Exercise brief: Pictures do not belong in the copy, so please give every entry below again exactly.
[Start Extracted entries]
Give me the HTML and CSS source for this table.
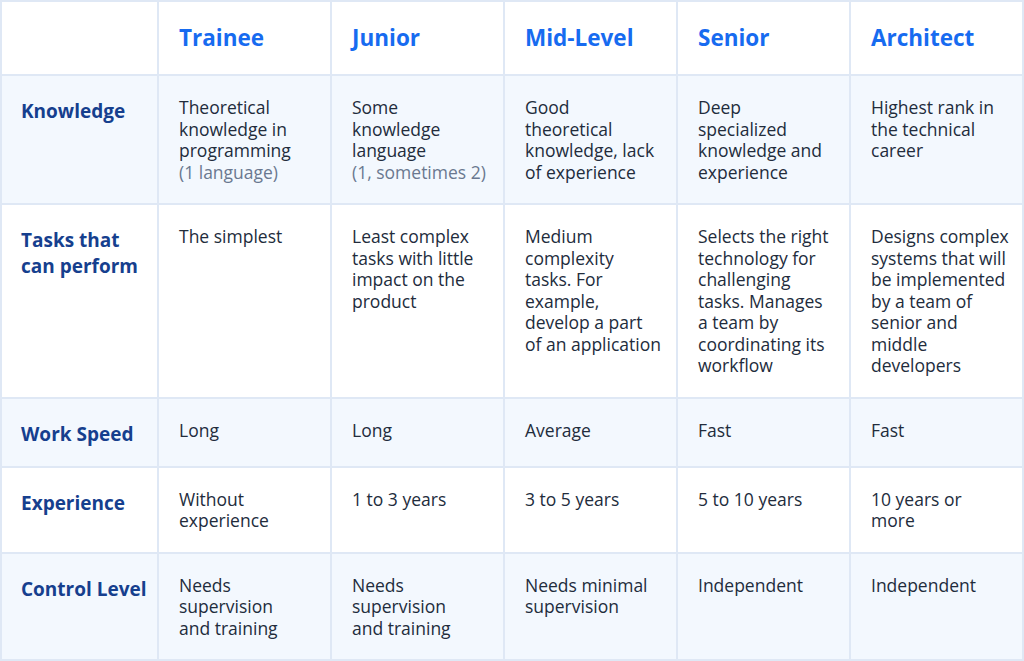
FILE: index.html
```html
<!DOCTYPE html>
<html lang="en">
<head>
<meta charset="utf-8">
<title>Developer levels</title>
<link rel="stylesheet" href="styles.css">
</head>
<body>
<div class="grid">
  <div class="cell head"></div>
  <div class="cell head"><span class="level">Trainee</span></div>
  <div class="cell head"><span class="level">Junior</span></div>
  <div class="cell head"><span class="level">Mid-Level</span></div>
  <div class="cell head"><span class="level">Senior</span></div>
  <div class="cell head"><span class="level">Architect</span></div>

  <div class="cell alt label">Knowledge</div>
  <div class="cell alt">Theoretical<br>knowledge in<br>programming<br><span class="note">(1 language)</span></div>
  <div class="cell alt">Some<br>knowledge<br>language<br><span class="note">(1, sometimes 2)</span></div>
  <div class="cell alt">Good<br>theoretical<br>knowledge, lack<br>of experience</div>
  <div class="cell alt">Deep<br>specialized<br>knowledge and<br>experience</div>
  <div class="cell alt">Highest rank in<br>the technical<br>career</div>

  <div class="cell label">Tasks that<br>can perform</div>
  <div class="cell">The simplest</div>
  <div class="cell">Least complex<br>tasks with little<br>impact on the<br>product</div>
  <div class="cell">Medium<br>complexity<br>tasks. For<br>example,<br>develop a part<br>of an application</div>
  <div class="cell">Selects the right<br>technology for<br>challenging<br>tasks. Manages<br>a team by<br>coordinating its<br>workflow</div>
  <div class="cell">Designs complex<br>systems that will<br>be implemented<br>by a team of<br>senior and<br>middle<br>developers</div>

  <div class="cell alt label">Work Speed</div>
  <div class="cell alt">Long</div>
  <div class="cell alt">Long</div>
  <div class="cell alt">Average</div>
  <div class="cell alt">Fast</div>
  <div class="cell alt">Fast</div>

  <div class="cell label">Experience</div>
  <div class="cell">Without<br>experience</div>
  <div class="cell">1 to 3 years</div>
  <div class="cell">3 to 5 years</div>
  <div class="cell">5 to 10 years</div>
  <div class="cell">10 years or<br>more</div>

  <div class="cell alt label">Control Level</div>
  <div class="cell alt">Needs<br>supervision<br>and training</div>
  <div class="cell alt">Needs<br>supervision<br>and training</div>
  <div class="cell alt">Needs minimal<br>supervision</div>
  <div class="cell alt">Independent</div>
  <div class="cell alt">Independent</div>
</div>
</body>
</html>
```
FILE: styles.css
```css
html, body {
  margin: 0;
  padding: 0;
  background: #ffffff;
}
body {
  font-family: "Open Sans", "Noto Sans", sans-serif;
  width: 1024px;
  height: 661px;
  overflow: hidden;
}
.grid {
  display: grid;
  grid-template-columns: 155px repeat(5, 171px);
  gap: 2px;
  padding: 2px;
  background: #dfe8f5;
  width: 1024px;
  box-sizing: border-box;
}
.cell {
  background: #ffffff;
  padding: 21px 8px 20px 20px;
  font-size: 17.5px;
  line-height: 21.5px;
  color: #222c3c;
  white-space: nowrap;
}
.cell.alt {
  background: #f3f8fe;
}
.cell.head {
  padding: 21px 8px 20px 20px;
  line-height: 30px;
}
.level {
  font-size: 22.5px;
  font-weight: 700;
  color: #176bf0;
}
.cell.label {
  padding: 22px 4px 19px 19px;
  font-size: 19px;
  line-height: 26px;
  font-weight: 700;
  color: #163f8e;
}
.note {
  color: #6a7890;
}
```
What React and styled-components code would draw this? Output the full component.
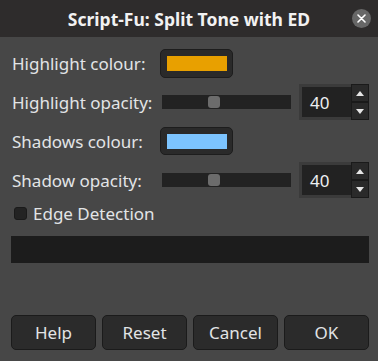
[End Extracted entries]
Result of the exercise:
Give me the HTML and CSS source for this table.
FILE: index.html
```html
<!DOCTYPE html>
<html lang="en">
<head>
<meta charset="utf-8">
<title>Developer levels</title>
<link rel="stylesheet" href="styles.css">
</head>
<body>
<div class="grid">
  <div class="cell head"></div>
  <div class="cell head"><span class="level">Trainee</span></div>
  <div class="cell head"><span class="level">Junior</span></div>
  <div class="cell head"><span class="level">Mid-Level</span></div>
  <div class="cell head"><span class="level">Senior</span></div>
  <div class="cell head"><span class="level">Architect</span></div>

  <div class="cell alt label">Knowledge</div>
  <div class="cell alt">Theoretical<br>knowledge in<br>programming<br><span class="note">(1 language)</span></div>
  <div class="cell alt">Some<br>knowledge<br>language<br><span class="note">(1, sometimes 2)</span></div>
  <div class="cell alt">Good<br>theoretical<br>knowledge, lack<br>of experience</div>
  <div class="cell alt">Deep<br>specialized<br>knowledge and<br>experience</div>
  <div class="cell alt">Highest rank in<br>the technical<br>career</div>

  <div class="cell label">Tasks that<br>can perform</div>
  <div class="cell">The simplest</div>
  <div class="cell">Least complex<br>tasks with little<br>impact on the<br>product</div>
  <div class="cell">Medium<br>complexity<br>tasks. For<br>example,<br>develop a part<br>of an application</div>
  <div class="cell">Selects the right<br>technology for<br>challenging<br>tasks. Manages<br>a team by<br>coordinating its<br>workflow</div>
  <div class="cell">Designs complex<br>systems that will<br>be implemented<br>by a team of<br>senior and<br>middle<br>developers</div>

  <div class="cell alt label">Work Speed</div>
  <div class="cell alt">Long</div>
  <div class="cell alt">Long</div>
  <div class="cell alt">Average</div>
  <div class="cell alt">Fast</div>
  <div class="cell alt">Fast</div>

  <div class="cell label">Experience</div>
  <div class="cell">Without<br>experience</div>
  <div class="cell">1 to 3 years</div>
  <div class="cell">3 to 5 years</div>
  <div class="cell">5 to 10 years</div>
  <div class="cell">10 years or<br>more</div>

  <div class="cell alt label">Control Level</div>
  <div class="cell alt">Needs<br>supervision<br>and training</div>
  <div class="cell alt">Needs<br>supervision<br>and training</div>
  <div class="cell alt">Needs minimal<br>supervision</div>
  <div class="cell alt">Independent</div>
  <div class="cell alt">Independent</div>
</div>
</body>
</html>
```
FILE: styles.css
```css
html, body {
  margin: 0;
  padding: 0;
  background: #ffffff;
}
body {
  font-family: "Open Sans", "Noto Sans", sans-serif;
  width: 1024px;
  height: 661px;
  overflow: hidden;
}
.grid {
  display: grid;
  grid-template-columns: 155px repeat(5, 171px);
  gap: 2px;
  padding: 2px;
  background: #dfe8f5;
  width: 1024px;
  box-sizing: border-box;
}
.cell {
  background: #ffffff;
  padding: 21px 8px 20px 20px;
  font-size: 17.5px;
  line-height: 21.5px;
  color: #222c3c;
  white-space: nowrap;
}
.cell.alt {
  background: #f3f8fe;
}
.cell.head {
  padding: 21px 8px 20px 20px;
  line-height: 30px;
}
.level {
  font-size: 22.5px;
  font-weight: 700;
  color: #176bf0;
}
.cell.label {
  padding: 22px 4px 19px 19px;
  font-size: 19px;
  line-height: 26px;
  font-weight: 700;
  color: #163f8e;
}
.note {
  color: #6a7890;
}
```
What React and styled-components code would draw this? Output the full component.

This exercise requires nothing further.